Officials did not have any explanation of why the freight train was stopped. They did not even explain why the Coromandel Express was not alerted to its presence on the tracks. The Chief Public Relations Officer of Southern Eastern Railways, Aditya Kumar Chaudhary, confirmed that a ‘preliminary inquiry’ indicated that the crash was due to a signal failure, adding that those initial suggestions needed to be thoroughly investigated. ‘The train was to go for the main line, but a signal pointer was given for the loop line. That is what the supervisors have pointed out,’ said Aditya Kumar Chaudhary, adding ‘lots of many ifs and buts are there. It has to be checked and cross-checked.’

Speaking to the Press, the Railways minister, Ashiwini Vaishnaw, sounded more evasive. He said he ordered an investigation to determine the cause of the crash and emphasised that ‘the immediate focus is on rescue and relief.’ Critics quickly pointed out that the Railway minister did not take moral responsibility for letting such a disaster happen on his watch. Brahman Chellany, an analyst, tweeted:

There was a time in India when the railway minister would resign after a major train accident. Now that the country’s worst rail disaster in two decades involving three trains has exposed major rail-safety problems, would the present railway minister set an example by resigning?

India’s railway system, developed by the British, is one of the largest in the world, transporting more than 8 billion passengers a year. The train crash raises questions about the safety of India’s railway system.

In 2012, a committee appointed to review the safety of India’s rail network highlighted ‘inadequate performance largely due to poor infrastructure and resources.’ It recommended a series of measures such as upgrading tracks, repairing bridges, eliminating road-level crossings and replacing old train cars with better ones to protect passengers in an accident.

In 2016, a deadly train crash caused by a ‘fracture’ in the train tracks killed more than 140 people and injured more than 200 people when 14 train cars derailed in the Northeast of India. In 2017, another train crash killed at least 36 passengers and injured forty others.

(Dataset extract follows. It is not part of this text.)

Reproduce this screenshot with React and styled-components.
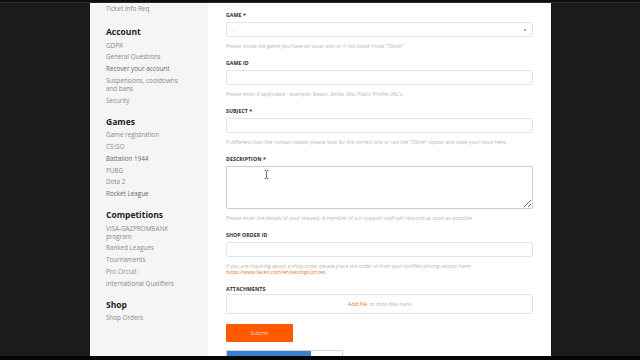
import React from 'react'
import styled, { createGlobalStyle } from 'styled-components'

const GlobalStyle = createGlobalStyle`
  html, body {
    margin: 0;
    padding: 0;
    background: #1b1b1b;
  }
  body {
    font-family: "Open Sans", "Liberation Sans", sans-serif;
  }
`

const Screen = styled.div`
  width: 640px;
  height: 360px;
  display: flex;
  flex-direction: column;
  background: #1b1b1b;
  overflow: hidden;
`

const TopBar = styled.div`
  height: 3px;
  background: #0e0e0f;
  border-bottom: 1px solid #2a2a2c;
  box-sizing: border-box;
  flex-shrink: 0;
`

const BottomBar = styled.div`
  height: 4px;
  background: #050505;
  flex-shrink: 0;
`

const Viewport = styled.div`
  flex: 1;
  display: flex;
  padding-left: 90px;
  overflow: hidden;
`

const Page = styled.div`
  width: 461px;
  display: flex;
  background: #fff;
`

const Sidebar = styled.nav`
  width: 118px;
  box-sizing: border-box;
  padding: 2px 0 0 16px;
  background: #f5f5f5;
`

const Section = styled.div`
  margin-bottom: 11px;

  &:first-child {
    margin-bottom: 13px;
  }
`

const Heading = styled.h3`
  margin: 0 0 4.5px;
  font-size: 8.5px;
  line-height: 11px;
  font-weight: 700;
  color: #1e1e1e;
`

const NavItem = styled.div`
  font-size: 6.3px;
  line-height: 8px;
  margin-bottom: 3.8px;
  color: ${({ $dark }) => ($dark ? '#666' : '#8a8a8a')};
  width: 84px;
`

const Main = styled.main`
  flex: 1;
  padding: 8px 18px 0;
`

const Field = styled.div`
  margin-bottom: 10px;
`

const Label = styled.div`
  font-size: 5.2px;
  line-height: 8px;
  font-weight: 700;
  color: #2a2a2a;
  letter-spacing: 0.1px;
  margin-bottom: ${({ $tight }) => ($tight ? 1 : 3)}px;
`

const Box = styled.div`
  position: relative;
  box-sizing: border-box;
  height: ${({ $h }) => $h || 15}px;
  border: 1px solid #e4e4e4;
  border-radius: 2px;
  background: #fff;
  display: flex;
  align-items: center;
  justify-content: ${({ $center }) => ($center ? 'center' : 'space-between')};
  padding: 0 6px;
  font-size: 5px;
  color: #999;
`

const TextArea = styled.textarea`
  display: block;
  width: 100%;
  height: 43px;
  box-sizing: border-box;
  border: 1px solid #cfcfcf;
  border-radius: 2px;
  resize: vertical;
  margin: 0;
  padding: 0;
  background: #fff;
`

const AreaWrap = styled.div`
  position: relative;
`

const Cursor = styled.svg`
  position: absolute;
  left: 38px;
  top: 4px;
`

const Arrow = styled.span`
  width: 2px;
  height: 2px;
  background: #aaa;
`

const Help = styled.div`
  margin-top: 6px;
  font-size: 5.1px;
  line-height: 6px;
  color: #b5b5b5;
`

const Link = styled.div`
  color: #e0752e;
`

const AddFile = styled.span`
  color: #e0752e;
  font-size: 5.6px;
`

const Drop = styled.span`
  color: #b5b5b5;
  font-size: 5.2px;
  margin-left: 2px;
`

const Actions = styled.div`
  margin-top: 2px;
  display: flex;
  flex-direction: column;
  align-items: flex-start;
  gap: 8px;
`

const Submit = styled.button`
  width: 67px;
  height: 18px;
  border: none;
  border-radius: 1px;
  background: #ff5a00;
  color: #ffd9c2;
  font-family: inherit;
  font-size: 5.5px;
  padding: 0;
`

const Widget = styled.div`
  width: 117px;
  height: 10px;
  box-sizing: border-box;
  border: 1px solid #d4d4d4;
  display: flex;
`

const WidgetBar = styled.div`
  width: 84px;
  background: #3f7fd0;
`

const sections = [
  {
    title: 'Account',
    items: ['GDPR', 'General Questions', ['Recover your account', true], 'Suspensions, cooldowns and bans', 'Security'],
  },
  {
    title: 'Games',
    items: ['Game registration', 'CS:GO', ['Battalion 1944', true], 'PUBG', 'Dota 2', ['Rocket League', true]],
  },
  {
    title: 'Competitions',
    items: ['VISA-GAZPROMBANK program', 'Ranked Leagues', 'Tournaments', 'Pro Circuit', 'International Qualifiers'],
  },
  { title: 'Shop', items: ['Shop Orders'] },
]

const App = () => (
  <Screen>
    <GlobalStyle />
    <TopBar />
    <Viewport>
      <Page>
        <Sidebar>
          <Section>
            <NavItem>Ticket Info Req</NavItem>
          </Section>
          {sections.map((s) => (
            <Section key={s.title}>
              <Heading>{s.title}</Heading>
              {s.items.map((it) => {
                const [text, dark] = Array.isArray(it) ? it : [it, false]
                return (
                  <NavItem key={text} $dark={dark}>
                    {text}
                  </NavItem>
                )
              })}
            </Section>
          ))}
        </Sidebar>
        <Main>
          <Field>
            <Label>GAME *</Label>
            <Box>
              <span>-</span>
              <Arrow />
            </Box>
            <Help>Please chose the game you have an issue with or if not listed chose "Other"</Help>
          </Field>
          <Field>
            <Label>GAME ID</Label>
            <Box />
            <Help>Please enter if applicable - example: Steam, Smite, Wot Public Profile URL's</Help>
          </Field>
          <Field>
            <Label>SUBJECT *</Label>
            <Box />
            <Help>
              If different than the contact reason please look for the correct one or use the "Other" option and
              state your issue here.
            </Help>
          </Field>
          <Field>
            <Label>DESCRIPTION *</Label>
            <AreaWrap>
              <TextArea readOnly />
              <Cursor width="5" height="9" viewBox="0 0 5 9">
                <path d="M0.5 0.5h1.5M3 0.5h1.5M2.5 1v7M0.5 8.5h1.5M3 8.5h1.5" stroke="#444" strokeWidth="0.8" fill="none" />
              </Cursor>
            </AreaWrap>
            <Help>
              Please enter the details of your request. A member of our support staff will respond as soon as
              possible.
            </Help>
          </Field>
          <Field>
            <Label>SHOP ORDER ID</Label>
            <Box />
            <Help>
              If you are inquiring about a shop order please place the order id from your profiles pricing section
              here:
              <Link>https://www.faceit.com/en/settings/prizes</Link>
            </Help>
          </Field>
          <Field>
            <Label $tight>ATTACHMENTS</Label>
            <Box $h={20} $center>
              <AddFile>Add file</AddFile>
              <Drop>or drop files here</Drop>
            </Box>
          </Field>
          <Actions>
            <Submit>Submit</Submit>
            <Widget>
              <WidgetBar />
            </Widget>
          </Actions>
        </Main>
      </Page>
    </Viewport>
    <BottomBar />
  </Screen>
)

export default App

Before the Odisha train accident, the Railways got two warnings in 6 months on faulty signalling and poor track repair. In December 2022, a report by the Comptroller and Auditor General of India, titled ‘Derailments in Indian Railways,’ which looked into reasons behind train derailments between April 2017 to March 2021, found that inadequate maintenance of tracks was one of the major contributors to such accidents. Further, it cited 24 reasons for derailment.

In February, after a collision was avoided, The Print reported that the principal chief operating manager of the South Western Railway zone had written to the authorities about ‘serious flaws’ in the signalling system. In a stinging letter, the official warned that if glitches in the signalling system are not fixed, they could lead to ‘re-occurrence and serious accidents.’

Prime Minister Narendra Modi, who visited the site of the collision, said that his administration would take tough measures to punish the guilty after a thorough investigation. However, he did not mention why the railway safety systems were not upgraded and implemented.

The Modi government, which harps on launching trains as election propaganda, has much to explain about this tragedy which could have been avoided with better supervision and maintenance. The Ministry of Railways has much to explain signal and track maintenance safety lapses.

Though India’s Railway network claims to be the largest in the world, its trains are also among the most unsafe and dangerous in the world. If railways are more than election propaganda, the government has much to do to rectify the situation so that such avoidable accidents do not occur in the future.